[What to produce]: Identify, in the records below, every line where the string "this" appears, and copy each such line.

[Available data]:
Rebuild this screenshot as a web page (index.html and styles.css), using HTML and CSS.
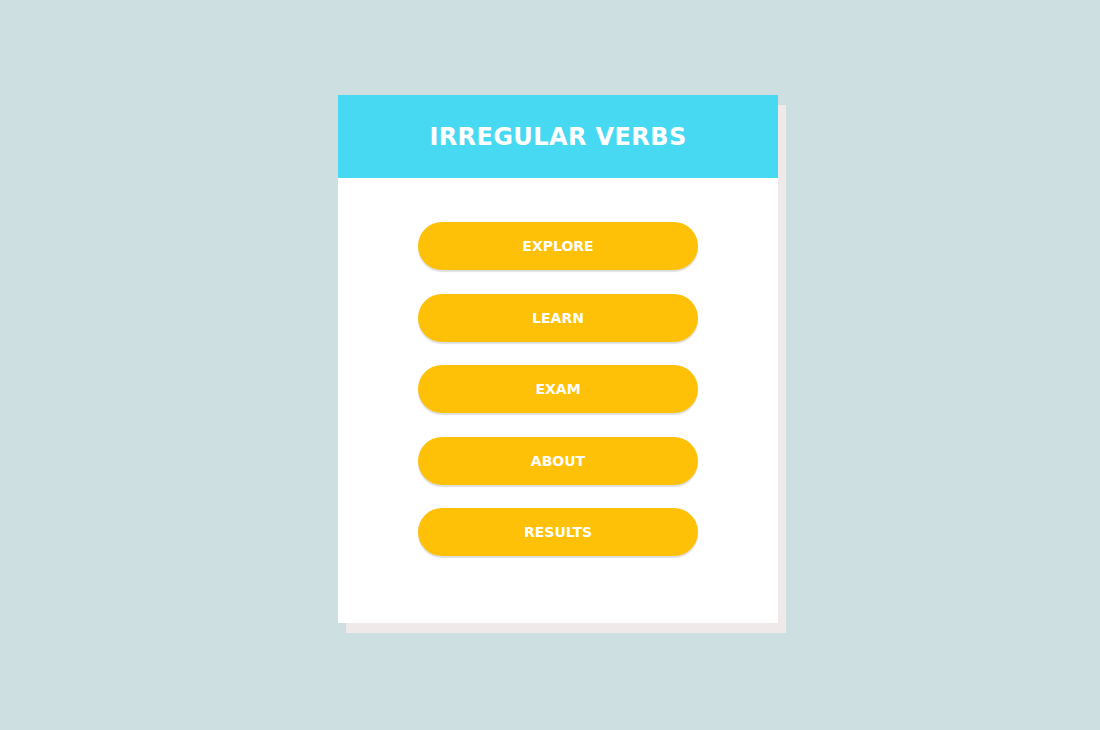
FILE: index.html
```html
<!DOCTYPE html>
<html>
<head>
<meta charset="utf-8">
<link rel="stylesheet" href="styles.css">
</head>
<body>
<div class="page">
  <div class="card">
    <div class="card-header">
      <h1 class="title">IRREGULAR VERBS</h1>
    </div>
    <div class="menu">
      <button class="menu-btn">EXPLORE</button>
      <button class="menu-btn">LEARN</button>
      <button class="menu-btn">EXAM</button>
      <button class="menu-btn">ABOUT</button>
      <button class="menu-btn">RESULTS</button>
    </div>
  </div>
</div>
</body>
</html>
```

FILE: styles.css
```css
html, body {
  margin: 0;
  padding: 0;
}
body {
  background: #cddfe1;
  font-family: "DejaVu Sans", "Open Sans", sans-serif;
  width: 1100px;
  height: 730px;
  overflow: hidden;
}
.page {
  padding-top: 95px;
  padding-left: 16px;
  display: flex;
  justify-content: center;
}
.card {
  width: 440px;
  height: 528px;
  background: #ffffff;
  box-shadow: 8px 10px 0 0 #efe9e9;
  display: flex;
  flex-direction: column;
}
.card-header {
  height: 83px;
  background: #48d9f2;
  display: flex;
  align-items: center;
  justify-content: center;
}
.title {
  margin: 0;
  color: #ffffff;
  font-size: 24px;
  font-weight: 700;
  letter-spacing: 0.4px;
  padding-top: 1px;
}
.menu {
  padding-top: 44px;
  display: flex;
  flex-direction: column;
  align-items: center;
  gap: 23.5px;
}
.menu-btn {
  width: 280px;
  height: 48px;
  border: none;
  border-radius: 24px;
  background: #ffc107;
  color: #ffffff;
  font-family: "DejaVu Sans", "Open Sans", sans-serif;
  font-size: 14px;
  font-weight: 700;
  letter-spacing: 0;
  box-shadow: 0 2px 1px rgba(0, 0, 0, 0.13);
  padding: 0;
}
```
...
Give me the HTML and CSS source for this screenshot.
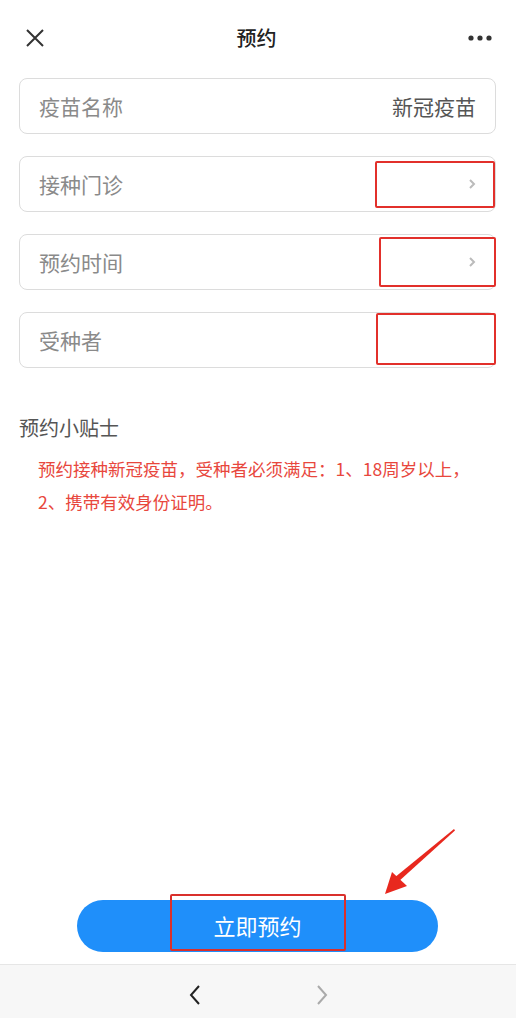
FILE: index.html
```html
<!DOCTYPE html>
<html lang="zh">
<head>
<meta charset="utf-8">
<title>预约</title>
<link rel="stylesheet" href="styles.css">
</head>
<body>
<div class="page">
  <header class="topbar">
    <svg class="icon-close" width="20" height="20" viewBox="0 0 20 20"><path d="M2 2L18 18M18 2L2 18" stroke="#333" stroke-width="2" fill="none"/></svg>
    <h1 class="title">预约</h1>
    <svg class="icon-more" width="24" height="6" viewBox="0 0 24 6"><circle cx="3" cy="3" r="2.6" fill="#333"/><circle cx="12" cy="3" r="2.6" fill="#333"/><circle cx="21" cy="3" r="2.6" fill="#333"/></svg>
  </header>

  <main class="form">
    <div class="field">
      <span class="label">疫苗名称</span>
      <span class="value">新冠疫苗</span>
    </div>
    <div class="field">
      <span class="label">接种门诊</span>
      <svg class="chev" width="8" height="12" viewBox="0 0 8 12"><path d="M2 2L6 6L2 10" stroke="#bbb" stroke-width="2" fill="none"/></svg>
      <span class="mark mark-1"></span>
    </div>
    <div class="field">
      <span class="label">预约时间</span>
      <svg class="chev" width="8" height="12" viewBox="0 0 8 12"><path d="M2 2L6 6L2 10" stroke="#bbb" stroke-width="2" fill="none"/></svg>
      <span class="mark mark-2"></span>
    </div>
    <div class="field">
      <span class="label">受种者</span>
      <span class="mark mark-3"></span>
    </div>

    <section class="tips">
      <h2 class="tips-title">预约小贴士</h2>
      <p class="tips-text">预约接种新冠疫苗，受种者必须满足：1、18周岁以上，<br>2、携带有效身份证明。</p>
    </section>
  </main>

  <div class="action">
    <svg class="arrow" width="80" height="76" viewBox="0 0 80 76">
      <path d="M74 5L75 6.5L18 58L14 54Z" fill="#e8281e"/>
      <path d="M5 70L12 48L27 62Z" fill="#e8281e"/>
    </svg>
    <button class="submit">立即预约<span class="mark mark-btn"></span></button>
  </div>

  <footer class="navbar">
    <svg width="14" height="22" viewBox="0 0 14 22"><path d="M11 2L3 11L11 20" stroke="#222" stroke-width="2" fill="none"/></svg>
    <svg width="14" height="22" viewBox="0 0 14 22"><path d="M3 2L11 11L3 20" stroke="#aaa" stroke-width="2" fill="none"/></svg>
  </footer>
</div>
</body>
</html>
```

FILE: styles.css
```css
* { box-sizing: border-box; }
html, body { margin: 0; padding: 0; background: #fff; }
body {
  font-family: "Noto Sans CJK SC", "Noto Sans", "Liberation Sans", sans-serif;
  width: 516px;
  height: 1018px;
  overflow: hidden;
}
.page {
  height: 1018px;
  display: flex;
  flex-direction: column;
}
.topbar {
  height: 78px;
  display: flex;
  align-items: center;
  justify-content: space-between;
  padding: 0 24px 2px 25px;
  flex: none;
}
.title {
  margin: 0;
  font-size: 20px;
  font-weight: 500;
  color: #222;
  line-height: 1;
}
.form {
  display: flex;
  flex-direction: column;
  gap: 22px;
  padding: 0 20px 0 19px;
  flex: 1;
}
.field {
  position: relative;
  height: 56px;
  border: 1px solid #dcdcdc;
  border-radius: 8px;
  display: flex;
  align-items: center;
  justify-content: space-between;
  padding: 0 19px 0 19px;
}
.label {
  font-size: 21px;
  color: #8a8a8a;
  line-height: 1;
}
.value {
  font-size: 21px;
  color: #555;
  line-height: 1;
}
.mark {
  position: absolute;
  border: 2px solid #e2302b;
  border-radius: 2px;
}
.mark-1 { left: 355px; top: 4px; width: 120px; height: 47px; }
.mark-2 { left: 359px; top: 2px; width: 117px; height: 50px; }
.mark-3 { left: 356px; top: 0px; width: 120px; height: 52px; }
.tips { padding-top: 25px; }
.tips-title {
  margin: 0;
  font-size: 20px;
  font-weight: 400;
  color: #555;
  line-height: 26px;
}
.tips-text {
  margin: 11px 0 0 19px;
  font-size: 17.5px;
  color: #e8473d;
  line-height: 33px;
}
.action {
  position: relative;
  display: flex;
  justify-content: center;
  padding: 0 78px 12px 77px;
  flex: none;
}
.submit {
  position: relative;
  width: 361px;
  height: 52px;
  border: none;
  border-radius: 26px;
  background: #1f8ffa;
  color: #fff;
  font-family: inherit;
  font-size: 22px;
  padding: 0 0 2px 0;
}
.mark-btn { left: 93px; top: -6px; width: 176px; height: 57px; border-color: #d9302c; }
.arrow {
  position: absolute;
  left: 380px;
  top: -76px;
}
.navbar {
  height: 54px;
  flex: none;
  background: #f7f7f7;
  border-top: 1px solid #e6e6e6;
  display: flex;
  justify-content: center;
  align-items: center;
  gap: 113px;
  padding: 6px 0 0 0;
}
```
==
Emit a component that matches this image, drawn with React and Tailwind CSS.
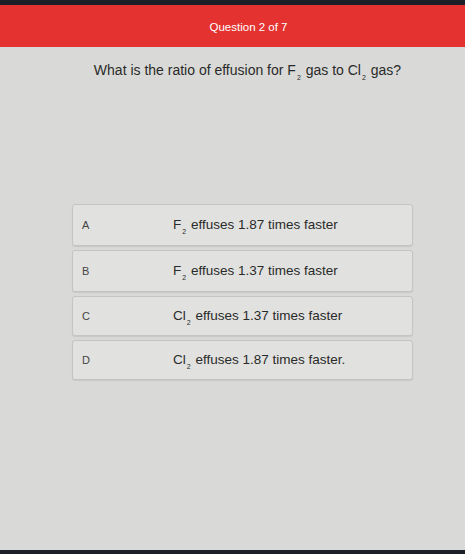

[Final result]:
Rebuild this screenshot as a web page (index.html and styles.css), using HTML and CSS.
Give me the HTML and CSS source for this screenshot.
Emit a component that matches this image, drawn with React and Tailwind CSS.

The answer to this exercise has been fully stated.